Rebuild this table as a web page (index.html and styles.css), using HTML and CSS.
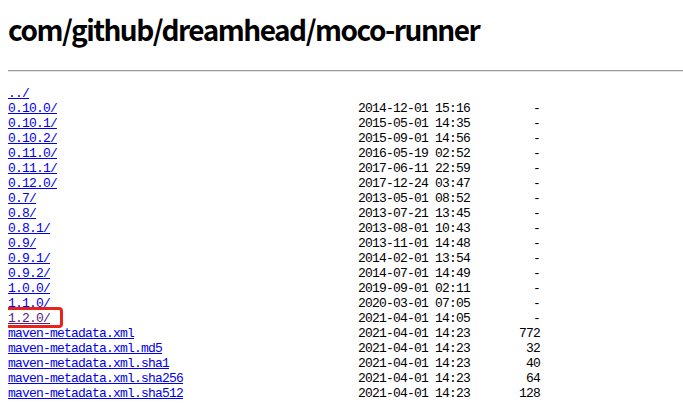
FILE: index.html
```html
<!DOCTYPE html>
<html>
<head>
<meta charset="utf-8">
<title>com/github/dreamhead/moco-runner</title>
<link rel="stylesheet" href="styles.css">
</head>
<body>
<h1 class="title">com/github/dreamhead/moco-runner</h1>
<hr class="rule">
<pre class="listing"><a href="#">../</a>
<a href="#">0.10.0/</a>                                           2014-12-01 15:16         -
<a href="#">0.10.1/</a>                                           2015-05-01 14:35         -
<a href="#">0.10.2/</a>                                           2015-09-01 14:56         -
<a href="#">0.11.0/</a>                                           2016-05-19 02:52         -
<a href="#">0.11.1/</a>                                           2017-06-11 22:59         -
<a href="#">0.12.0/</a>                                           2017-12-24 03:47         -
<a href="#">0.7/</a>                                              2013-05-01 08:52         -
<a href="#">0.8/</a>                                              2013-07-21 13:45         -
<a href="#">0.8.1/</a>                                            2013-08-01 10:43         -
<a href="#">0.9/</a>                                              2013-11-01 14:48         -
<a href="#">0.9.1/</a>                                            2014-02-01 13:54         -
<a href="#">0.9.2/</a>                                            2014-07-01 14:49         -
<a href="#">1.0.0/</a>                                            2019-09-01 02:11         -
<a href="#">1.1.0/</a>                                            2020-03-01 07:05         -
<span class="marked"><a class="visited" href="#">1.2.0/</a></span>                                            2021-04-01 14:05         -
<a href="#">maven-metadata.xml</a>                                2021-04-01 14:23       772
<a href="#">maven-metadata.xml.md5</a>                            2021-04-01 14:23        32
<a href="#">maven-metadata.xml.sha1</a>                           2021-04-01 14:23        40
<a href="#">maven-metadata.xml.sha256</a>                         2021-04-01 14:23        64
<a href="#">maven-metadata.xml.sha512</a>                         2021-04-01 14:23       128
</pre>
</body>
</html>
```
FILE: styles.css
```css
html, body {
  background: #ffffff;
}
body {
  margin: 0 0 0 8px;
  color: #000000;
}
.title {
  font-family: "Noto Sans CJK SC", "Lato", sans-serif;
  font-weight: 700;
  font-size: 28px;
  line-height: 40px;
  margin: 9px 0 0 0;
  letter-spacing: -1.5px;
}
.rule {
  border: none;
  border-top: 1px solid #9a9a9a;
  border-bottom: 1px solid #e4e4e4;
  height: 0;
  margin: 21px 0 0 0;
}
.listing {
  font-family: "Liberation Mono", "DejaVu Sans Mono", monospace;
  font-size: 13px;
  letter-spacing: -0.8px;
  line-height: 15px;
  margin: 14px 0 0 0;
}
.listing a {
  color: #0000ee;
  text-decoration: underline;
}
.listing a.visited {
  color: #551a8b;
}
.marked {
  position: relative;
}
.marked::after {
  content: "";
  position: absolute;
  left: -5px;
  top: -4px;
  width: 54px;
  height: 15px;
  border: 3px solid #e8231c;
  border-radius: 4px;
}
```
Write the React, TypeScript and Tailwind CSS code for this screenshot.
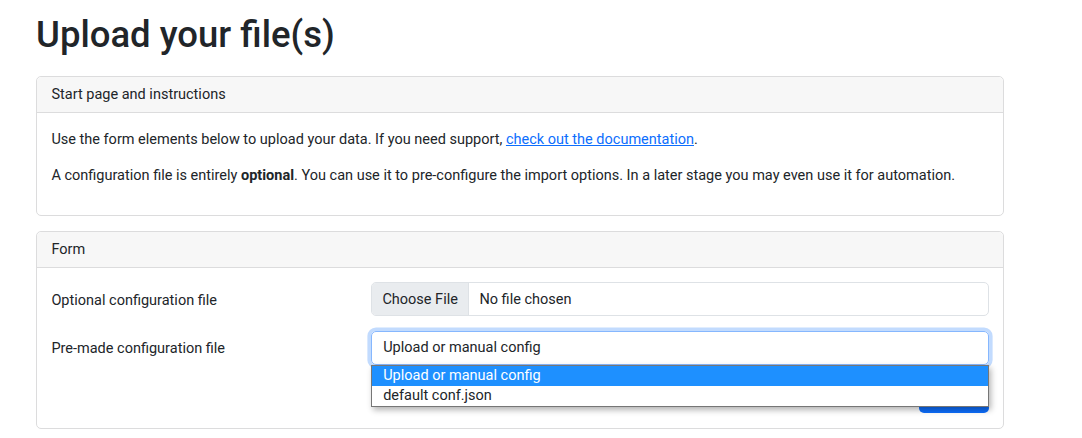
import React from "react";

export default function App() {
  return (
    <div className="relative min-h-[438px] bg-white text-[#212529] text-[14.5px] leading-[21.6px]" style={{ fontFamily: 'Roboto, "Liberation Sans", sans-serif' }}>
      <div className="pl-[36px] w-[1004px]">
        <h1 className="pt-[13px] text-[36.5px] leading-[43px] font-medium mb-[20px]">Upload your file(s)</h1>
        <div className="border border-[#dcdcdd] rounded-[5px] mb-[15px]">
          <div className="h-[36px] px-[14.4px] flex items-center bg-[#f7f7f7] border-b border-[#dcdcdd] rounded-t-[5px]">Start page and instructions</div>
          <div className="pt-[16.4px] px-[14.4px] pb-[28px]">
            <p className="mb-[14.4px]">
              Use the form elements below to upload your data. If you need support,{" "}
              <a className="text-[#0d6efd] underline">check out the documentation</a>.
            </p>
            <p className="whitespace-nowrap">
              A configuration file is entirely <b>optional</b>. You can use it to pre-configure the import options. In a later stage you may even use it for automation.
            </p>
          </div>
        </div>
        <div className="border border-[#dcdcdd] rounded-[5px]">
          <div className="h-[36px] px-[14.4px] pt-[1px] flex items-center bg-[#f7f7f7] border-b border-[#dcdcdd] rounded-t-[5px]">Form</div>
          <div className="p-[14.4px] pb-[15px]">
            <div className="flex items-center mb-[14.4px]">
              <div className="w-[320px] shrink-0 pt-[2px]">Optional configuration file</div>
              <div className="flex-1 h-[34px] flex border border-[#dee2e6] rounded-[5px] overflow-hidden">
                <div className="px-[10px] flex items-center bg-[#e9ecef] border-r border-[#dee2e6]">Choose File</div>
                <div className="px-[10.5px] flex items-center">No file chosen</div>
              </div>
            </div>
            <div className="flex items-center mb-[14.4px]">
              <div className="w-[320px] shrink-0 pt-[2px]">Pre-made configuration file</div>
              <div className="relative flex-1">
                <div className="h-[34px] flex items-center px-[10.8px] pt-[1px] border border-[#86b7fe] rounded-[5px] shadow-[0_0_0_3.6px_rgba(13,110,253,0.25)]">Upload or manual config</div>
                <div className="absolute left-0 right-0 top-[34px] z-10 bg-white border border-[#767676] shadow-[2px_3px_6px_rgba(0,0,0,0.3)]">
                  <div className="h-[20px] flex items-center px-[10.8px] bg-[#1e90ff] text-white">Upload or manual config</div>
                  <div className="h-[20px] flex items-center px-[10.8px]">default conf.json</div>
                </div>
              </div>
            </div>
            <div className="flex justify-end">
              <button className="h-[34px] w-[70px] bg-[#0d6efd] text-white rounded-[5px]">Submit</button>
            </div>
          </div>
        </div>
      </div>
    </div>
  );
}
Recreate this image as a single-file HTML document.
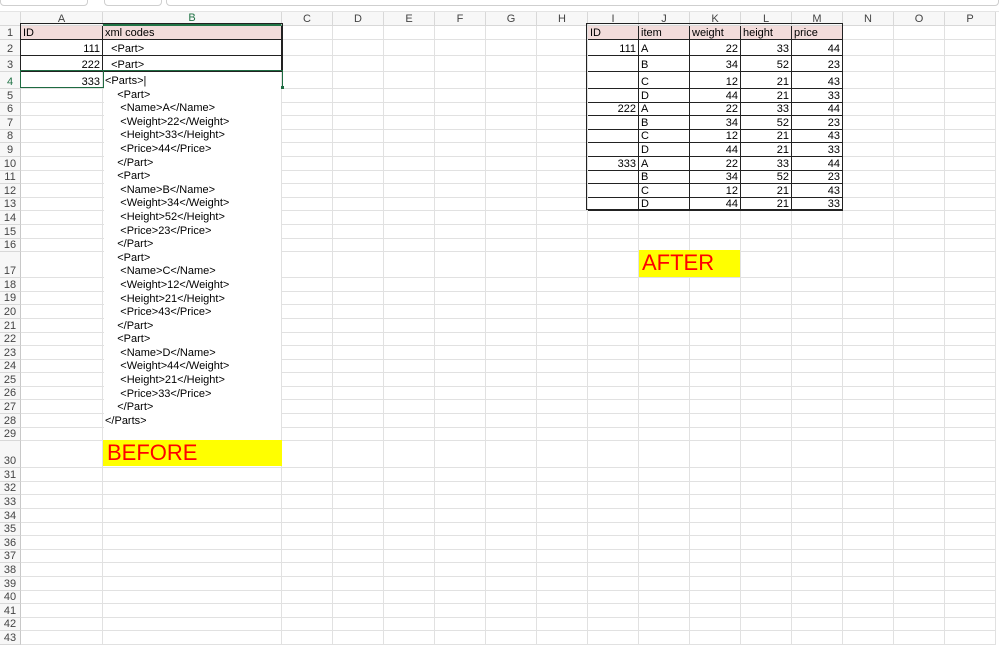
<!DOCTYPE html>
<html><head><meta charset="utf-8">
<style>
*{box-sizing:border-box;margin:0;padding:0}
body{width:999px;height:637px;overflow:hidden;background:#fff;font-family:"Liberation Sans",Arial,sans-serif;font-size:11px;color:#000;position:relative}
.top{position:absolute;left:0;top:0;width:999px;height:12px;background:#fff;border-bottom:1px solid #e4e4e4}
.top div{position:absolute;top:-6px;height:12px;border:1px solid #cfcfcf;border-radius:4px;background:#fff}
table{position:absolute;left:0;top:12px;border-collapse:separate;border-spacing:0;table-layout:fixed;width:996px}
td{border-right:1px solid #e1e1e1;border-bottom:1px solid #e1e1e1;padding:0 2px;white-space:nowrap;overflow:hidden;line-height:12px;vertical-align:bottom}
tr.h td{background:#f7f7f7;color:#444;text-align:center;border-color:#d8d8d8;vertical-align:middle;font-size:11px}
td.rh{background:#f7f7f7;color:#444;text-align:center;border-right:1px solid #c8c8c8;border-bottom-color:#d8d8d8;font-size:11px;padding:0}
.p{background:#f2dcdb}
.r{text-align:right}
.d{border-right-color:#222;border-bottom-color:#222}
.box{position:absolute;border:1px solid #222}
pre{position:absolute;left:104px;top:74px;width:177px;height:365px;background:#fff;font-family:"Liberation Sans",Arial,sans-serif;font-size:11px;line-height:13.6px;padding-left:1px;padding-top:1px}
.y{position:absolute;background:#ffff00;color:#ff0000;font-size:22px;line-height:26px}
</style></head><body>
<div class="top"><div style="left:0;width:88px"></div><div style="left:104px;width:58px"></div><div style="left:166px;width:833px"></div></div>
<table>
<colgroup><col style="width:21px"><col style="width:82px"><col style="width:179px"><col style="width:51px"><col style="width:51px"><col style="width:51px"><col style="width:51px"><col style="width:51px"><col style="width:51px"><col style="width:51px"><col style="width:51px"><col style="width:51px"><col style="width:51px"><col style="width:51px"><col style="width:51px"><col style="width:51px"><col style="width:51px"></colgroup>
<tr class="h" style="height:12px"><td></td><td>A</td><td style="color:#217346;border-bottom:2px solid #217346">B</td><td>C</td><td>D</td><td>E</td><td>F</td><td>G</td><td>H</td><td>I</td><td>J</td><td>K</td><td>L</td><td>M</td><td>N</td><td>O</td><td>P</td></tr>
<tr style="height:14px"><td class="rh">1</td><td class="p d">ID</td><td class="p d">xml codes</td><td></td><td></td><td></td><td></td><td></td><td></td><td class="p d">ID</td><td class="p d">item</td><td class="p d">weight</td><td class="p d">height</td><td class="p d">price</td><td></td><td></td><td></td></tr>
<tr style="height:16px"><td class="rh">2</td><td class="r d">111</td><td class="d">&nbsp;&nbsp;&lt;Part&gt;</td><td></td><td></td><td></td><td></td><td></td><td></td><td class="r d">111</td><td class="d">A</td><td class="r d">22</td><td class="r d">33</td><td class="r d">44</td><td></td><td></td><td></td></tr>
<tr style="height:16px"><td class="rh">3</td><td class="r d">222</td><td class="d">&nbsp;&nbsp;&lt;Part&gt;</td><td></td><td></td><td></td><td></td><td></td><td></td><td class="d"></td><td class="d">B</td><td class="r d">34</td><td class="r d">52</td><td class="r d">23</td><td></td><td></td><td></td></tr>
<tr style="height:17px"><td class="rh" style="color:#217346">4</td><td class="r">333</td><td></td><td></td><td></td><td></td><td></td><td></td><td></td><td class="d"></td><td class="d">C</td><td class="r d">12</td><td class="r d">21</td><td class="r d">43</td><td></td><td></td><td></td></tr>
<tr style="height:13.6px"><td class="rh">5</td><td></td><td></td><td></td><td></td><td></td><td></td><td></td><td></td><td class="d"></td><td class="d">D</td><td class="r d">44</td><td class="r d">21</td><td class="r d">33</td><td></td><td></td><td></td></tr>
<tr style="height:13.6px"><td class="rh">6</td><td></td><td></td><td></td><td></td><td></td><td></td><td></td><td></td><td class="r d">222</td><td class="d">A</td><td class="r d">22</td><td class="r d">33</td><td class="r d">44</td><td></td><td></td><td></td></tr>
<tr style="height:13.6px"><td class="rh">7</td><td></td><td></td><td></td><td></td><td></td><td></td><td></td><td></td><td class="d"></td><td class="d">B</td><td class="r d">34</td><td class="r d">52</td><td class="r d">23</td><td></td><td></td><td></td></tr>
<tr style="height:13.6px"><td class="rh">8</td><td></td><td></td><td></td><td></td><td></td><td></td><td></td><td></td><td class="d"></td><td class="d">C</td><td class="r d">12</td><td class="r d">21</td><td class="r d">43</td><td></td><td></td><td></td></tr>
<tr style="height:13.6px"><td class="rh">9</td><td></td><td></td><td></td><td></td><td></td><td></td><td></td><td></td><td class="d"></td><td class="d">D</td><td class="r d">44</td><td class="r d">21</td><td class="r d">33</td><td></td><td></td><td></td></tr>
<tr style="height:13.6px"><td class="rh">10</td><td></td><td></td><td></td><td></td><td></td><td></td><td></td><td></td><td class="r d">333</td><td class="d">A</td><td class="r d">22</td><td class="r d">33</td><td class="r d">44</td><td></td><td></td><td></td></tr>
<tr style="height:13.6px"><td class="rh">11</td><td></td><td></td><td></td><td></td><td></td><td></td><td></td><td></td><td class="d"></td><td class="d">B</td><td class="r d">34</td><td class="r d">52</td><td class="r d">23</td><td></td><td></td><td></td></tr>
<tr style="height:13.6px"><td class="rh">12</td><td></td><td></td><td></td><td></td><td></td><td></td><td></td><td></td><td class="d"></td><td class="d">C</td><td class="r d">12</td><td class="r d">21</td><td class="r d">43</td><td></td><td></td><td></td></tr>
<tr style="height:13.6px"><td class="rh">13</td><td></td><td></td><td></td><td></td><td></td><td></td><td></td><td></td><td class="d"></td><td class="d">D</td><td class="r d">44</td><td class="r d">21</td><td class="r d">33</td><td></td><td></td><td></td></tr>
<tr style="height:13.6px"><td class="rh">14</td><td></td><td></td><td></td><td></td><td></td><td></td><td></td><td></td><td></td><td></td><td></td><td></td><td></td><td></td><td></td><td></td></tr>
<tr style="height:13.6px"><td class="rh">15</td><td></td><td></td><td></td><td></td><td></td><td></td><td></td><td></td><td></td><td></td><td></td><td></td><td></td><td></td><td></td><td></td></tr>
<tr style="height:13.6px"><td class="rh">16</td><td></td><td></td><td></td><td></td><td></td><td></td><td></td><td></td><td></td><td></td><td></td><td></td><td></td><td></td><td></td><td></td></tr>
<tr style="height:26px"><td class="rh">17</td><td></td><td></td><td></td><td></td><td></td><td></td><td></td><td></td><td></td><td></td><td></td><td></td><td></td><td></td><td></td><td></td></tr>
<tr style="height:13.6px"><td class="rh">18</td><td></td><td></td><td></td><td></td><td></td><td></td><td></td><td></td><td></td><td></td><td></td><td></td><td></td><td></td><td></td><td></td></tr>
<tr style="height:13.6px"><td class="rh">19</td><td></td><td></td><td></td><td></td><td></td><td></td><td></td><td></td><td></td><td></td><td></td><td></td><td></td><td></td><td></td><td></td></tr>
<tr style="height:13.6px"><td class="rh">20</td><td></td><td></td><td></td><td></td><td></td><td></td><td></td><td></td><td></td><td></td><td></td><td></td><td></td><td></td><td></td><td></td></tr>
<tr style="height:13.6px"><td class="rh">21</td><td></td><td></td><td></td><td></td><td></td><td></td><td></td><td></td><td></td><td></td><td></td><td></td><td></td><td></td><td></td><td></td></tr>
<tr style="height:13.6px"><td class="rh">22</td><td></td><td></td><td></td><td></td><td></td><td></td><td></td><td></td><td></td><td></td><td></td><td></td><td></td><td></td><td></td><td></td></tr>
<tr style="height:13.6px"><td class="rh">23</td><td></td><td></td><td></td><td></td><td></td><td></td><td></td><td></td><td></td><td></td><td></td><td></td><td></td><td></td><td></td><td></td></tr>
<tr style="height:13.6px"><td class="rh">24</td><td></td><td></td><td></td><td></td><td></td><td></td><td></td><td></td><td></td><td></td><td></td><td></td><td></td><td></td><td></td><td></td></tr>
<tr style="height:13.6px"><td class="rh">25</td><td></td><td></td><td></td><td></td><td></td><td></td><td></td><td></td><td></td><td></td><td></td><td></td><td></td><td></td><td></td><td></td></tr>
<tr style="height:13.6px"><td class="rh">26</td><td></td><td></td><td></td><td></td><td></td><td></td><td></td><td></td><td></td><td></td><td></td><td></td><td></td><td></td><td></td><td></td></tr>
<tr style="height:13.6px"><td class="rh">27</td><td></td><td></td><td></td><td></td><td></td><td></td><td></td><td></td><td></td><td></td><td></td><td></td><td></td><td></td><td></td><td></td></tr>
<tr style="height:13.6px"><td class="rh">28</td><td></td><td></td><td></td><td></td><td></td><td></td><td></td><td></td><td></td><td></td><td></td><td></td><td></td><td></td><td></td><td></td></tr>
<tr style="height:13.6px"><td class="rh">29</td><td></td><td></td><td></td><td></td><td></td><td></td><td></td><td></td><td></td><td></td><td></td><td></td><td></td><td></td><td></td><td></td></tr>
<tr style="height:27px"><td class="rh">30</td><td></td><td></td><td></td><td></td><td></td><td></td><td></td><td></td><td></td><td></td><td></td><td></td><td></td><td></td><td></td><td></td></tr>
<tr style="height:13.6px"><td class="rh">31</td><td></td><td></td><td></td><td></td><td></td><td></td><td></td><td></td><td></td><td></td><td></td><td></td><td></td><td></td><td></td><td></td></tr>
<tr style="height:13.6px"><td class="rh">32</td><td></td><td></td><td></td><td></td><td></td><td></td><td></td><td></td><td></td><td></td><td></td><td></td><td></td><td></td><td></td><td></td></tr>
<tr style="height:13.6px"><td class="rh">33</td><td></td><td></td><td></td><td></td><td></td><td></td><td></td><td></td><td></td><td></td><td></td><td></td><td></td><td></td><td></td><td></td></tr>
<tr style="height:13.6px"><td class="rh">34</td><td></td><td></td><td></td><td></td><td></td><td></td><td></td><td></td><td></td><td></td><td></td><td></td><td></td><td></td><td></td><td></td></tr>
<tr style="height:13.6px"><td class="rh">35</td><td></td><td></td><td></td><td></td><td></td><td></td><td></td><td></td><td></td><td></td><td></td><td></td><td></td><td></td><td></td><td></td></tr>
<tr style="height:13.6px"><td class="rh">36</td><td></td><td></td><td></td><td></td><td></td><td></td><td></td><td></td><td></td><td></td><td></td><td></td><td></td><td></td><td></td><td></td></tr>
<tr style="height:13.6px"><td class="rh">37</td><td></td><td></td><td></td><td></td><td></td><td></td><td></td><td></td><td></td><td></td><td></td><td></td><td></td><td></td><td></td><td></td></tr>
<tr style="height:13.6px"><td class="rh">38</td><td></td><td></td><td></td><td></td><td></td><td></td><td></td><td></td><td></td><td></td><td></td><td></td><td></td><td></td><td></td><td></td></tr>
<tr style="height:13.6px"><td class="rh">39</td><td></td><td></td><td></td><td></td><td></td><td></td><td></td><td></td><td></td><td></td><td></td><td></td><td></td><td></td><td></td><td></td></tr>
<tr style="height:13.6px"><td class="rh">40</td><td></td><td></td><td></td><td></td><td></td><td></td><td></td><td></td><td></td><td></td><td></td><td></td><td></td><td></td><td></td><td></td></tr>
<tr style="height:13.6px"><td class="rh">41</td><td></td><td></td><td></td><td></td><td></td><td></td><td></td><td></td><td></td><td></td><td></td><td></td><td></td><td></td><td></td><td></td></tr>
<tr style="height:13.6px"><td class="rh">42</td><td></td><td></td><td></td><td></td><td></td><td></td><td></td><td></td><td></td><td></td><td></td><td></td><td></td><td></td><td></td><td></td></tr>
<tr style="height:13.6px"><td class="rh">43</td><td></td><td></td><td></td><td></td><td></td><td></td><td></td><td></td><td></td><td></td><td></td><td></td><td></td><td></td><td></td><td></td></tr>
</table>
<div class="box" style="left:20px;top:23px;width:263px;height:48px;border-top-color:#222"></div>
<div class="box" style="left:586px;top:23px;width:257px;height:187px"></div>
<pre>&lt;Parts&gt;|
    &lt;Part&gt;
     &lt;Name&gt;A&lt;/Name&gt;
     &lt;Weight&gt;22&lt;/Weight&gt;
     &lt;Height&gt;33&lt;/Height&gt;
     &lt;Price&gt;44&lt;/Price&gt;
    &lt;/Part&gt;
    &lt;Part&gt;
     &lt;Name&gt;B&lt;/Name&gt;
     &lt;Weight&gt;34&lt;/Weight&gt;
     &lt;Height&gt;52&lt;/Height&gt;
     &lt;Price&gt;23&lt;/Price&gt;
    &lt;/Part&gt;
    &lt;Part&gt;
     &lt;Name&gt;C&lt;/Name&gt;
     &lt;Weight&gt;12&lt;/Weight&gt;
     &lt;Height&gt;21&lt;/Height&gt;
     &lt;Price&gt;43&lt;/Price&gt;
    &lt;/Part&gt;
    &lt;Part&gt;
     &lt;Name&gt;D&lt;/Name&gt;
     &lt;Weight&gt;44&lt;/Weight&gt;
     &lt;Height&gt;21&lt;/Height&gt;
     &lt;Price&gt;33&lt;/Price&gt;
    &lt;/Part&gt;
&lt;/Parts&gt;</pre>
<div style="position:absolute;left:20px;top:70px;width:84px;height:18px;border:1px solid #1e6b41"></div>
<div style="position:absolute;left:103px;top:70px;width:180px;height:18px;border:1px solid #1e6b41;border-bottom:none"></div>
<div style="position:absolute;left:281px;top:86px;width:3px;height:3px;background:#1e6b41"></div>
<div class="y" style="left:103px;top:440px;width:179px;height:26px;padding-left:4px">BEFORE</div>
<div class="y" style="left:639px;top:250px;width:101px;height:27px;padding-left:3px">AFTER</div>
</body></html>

::::

Requirements: Take the stretch from the line containing "Write the React, TypeScript" through the line containing "import React from" and reproduce it exactly, both ends included. Omit the pictures.

Exercise result:
Write the React, TypeScript and Tailwind CSS code for this screenshot.
import React from "react";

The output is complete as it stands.